• Records shown:
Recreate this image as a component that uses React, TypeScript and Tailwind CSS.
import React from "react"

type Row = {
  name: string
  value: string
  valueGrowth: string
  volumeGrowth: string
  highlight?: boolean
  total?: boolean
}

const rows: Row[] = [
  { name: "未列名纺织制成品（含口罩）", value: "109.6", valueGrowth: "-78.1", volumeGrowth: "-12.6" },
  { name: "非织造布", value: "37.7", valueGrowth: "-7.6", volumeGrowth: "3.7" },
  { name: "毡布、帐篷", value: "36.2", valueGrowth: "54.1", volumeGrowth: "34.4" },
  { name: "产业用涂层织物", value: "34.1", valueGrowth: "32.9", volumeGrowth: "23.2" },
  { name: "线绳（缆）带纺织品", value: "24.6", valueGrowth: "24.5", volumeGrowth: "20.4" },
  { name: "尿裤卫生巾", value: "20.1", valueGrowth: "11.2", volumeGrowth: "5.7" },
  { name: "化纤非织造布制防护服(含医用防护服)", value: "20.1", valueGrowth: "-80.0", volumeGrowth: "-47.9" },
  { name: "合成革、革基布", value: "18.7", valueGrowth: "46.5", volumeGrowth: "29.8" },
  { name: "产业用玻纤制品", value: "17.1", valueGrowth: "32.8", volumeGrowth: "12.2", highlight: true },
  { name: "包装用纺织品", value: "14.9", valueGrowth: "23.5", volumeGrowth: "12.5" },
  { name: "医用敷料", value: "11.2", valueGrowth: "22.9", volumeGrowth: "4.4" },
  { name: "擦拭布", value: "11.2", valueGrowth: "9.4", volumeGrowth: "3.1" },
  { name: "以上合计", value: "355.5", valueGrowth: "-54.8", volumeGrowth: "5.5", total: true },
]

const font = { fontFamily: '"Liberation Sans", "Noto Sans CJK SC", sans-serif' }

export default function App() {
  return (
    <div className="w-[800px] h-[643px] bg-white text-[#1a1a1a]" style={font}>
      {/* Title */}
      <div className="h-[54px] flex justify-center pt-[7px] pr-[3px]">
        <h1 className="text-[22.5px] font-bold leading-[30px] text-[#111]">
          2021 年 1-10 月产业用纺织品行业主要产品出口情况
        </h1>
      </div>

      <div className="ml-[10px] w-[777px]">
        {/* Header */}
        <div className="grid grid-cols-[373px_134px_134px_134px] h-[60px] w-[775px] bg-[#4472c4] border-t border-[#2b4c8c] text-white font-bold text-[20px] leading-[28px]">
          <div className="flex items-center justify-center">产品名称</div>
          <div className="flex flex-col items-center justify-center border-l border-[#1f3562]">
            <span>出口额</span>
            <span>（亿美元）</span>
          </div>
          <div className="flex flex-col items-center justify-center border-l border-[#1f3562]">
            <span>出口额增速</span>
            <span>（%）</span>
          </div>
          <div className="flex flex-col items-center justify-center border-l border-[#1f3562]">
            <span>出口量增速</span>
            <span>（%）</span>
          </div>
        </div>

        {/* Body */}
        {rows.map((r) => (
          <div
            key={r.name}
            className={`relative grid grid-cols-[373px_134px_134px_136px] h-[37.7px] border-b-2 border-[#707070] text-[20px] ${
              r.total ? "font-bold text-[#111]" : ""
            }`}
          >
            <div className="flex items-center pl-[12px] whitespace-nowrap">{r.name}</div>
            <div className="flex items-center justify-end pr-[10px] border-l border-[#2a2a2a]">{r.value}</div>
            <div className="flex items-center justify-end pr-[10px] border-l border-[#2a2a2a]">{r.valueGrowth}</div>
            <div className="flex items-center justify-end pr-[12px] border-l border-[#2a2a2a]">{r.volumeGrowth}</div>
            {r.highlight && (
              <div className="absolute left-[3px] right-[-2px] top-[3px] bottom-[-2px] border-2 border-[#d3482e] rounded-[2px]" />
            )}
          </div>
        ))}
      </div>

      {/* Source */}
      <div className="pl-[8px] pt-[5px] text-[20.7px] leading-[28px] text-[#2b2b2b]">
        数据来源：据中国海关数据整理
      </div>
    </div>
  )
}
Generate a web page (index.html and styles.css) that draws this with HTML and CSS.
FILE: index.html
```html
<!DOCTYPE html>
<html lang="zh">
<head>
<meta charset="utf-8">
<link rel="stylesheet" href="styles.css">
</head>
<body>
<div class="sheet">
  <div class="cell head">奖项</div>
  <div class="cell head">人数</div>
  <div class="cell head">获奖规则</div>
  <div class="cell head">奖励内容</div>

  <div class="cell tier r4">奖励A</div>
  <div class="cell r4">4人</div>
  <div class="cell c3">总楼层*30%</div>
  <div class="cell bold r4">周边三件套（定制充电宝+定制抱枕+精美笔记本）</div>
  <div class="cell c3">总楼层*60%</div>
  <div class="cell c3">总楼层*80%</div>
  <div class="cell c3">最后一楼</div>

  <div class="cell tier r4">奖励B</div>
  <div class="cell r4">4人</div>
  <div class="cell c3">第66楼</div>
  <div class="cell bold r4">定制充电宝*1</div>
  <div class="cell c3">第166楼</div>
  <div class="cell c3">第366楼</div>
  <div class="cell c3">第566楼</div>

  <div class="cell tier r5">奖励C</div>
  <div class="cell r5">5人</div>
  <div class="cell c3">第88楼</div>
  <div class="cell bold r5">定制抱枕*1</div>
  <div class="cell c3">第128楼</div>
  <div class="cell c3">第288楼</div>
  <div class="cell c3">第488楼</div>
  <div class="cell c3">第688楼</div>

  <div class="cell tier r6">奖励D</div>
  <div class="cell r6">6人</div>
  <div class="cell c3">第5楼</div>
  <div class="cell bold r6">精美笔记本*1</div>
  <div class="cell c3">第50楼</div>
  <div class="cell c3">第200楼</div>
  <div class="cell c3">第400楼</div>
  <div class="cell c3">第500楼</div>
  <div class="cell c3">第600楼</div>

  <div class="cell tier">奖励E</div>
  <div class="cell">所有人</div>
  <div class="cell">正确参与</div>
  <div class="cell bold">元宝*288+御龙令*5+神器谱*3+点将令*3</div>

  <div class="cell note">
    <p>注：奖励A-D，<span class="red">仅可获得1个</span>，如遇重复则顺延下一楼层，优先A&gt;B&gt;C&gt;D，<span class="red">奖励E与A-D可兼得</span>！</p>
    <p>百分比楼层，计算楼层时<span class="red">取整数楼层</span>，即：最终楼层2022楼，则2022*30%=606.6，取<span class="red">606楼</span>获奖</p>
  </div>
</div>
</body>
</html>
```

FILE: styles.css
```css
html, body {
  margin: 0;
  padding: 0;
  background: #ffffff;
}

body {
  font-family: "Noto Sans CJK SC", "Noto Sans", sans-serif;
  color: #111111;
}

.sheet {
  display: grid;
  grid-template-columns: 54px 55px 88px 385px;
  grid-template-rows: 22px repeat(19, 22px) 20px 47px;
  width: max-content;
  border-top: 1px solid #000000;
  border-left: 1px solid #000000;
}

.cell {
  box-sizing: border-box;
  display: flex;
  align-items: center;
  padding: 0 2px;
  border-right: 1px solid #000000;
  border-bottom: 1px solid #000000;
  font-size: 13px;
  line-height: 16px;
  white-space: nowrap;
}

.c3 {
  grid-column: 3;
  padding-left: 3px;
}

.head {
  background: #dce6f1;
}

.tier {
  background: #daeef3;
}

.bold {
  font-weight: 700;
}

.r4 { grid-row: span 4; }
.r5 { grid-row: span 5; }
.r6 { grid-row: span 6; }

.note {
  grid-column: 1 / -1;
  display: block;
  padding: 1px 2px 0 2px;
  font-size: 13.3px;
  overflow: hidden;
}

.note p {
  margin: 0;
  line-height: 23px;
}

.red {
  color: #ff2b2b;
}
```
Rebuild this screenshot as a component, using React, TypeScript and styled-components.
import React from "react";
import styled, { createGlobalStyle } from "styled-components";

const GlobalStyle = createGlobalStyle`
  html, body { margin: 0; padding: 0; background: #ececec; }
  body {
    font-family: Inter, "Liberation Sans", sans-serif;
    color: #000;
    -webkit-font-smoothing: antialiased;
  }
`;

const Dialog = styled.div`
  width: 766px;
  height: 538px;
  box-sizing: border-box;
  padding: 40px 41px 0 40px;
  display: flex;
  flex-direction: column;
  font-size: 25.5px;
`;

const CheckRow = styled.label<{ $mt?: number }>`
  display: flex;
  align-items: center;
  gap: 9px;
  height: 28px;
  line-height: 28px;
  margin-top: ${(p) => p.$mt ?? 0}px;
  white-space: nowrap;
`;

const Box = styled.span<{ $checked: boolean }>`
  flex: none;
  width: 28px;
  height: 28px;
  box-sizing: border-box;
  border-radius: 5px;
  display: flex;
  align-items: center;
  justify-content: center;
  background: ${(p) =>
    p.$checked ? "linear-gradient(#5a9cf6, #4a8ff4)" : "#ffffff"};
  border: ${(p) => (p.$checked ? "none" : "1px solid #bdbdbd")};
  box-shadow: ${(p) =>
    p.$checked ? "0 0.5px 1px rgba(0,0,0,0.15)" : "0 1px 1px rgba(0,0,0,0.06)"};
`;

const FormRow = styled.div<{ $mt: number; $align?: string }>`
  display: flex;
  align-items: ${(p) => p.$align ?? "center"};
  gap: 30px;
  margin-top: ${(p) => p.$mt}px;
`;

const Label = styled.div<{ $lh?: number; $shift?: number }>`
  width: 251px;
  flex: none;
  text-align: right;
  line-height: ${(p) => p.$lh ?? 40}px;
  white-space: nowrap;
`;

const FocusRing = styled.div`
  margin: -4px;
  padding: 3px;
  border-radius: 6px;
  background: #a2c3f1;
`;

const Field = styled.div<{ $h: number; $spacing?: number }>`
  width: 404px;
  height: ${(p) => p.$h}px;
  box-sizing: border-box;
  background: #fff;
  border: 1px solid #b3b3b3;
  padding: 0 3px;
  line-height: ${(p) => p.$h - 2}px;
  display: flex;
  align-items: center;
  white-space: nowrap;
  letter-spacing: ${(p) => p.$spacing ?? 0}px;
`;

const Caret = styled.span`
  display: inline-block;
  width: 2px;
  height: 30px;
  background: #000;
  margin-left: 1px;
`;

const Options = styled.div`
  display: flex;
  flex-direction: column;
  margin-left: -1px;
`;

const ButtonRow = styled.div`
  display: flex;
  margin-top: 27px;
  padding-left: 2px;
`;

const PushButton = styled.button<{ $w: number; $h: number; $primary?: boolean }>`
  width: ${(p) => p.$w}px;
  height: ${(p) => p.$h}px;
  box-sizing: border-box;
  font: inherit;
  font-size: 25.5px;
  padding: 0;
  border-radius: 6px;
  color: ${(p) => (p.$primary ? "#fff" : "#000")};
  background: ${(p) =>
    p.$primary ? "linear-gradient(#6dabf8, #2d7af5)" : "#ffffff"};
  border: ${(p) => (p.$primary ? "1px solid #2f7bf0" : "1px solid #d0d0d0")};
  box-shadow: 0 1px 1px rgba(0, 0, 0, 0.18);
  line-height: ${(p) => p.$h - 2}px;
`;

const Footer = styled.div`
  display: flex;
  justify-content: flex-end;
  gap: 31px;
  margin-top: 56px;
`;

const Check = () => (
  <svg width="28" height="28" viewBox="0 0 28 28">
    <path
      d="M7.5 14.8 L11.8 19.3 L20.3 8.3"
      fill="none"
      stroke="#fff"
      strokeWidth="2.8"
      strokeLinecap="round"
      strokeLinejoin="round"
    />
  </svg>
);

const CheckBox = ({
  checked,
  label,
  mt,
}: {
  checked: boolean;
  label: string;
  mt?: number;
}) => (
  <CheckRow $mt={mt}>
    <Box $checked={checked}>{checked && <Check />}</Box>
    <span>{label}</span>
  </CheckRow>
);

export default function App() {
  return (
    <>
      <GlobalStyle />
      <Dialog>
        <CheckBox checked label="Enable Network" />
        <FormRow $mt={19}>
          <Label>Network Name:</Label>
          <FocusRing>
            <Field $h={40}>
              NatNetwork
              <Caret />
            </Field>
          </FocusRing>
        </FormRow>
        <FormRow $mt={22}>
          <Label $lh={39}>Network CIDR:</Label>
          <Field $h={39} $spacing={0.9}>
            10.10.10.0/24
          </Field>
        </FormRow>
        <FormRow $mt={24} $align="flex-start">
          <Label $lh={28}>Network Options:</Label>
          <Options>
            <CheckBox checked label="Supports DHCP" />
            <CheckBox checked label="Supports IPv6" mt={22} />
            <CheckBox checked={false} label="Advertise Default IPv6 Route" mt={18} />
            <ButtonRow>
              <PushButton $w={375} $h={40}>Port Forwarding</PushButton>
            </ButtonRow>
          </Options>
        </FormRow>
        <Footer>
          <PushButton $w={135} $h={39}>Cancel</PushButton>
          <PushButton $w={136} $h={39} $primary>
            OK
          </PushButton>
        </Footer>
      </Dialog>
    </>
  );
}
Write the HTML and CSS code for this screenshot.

• Do this: In the records above, how many lines contain the string "screenshot"? State that number only.

• The reply: 2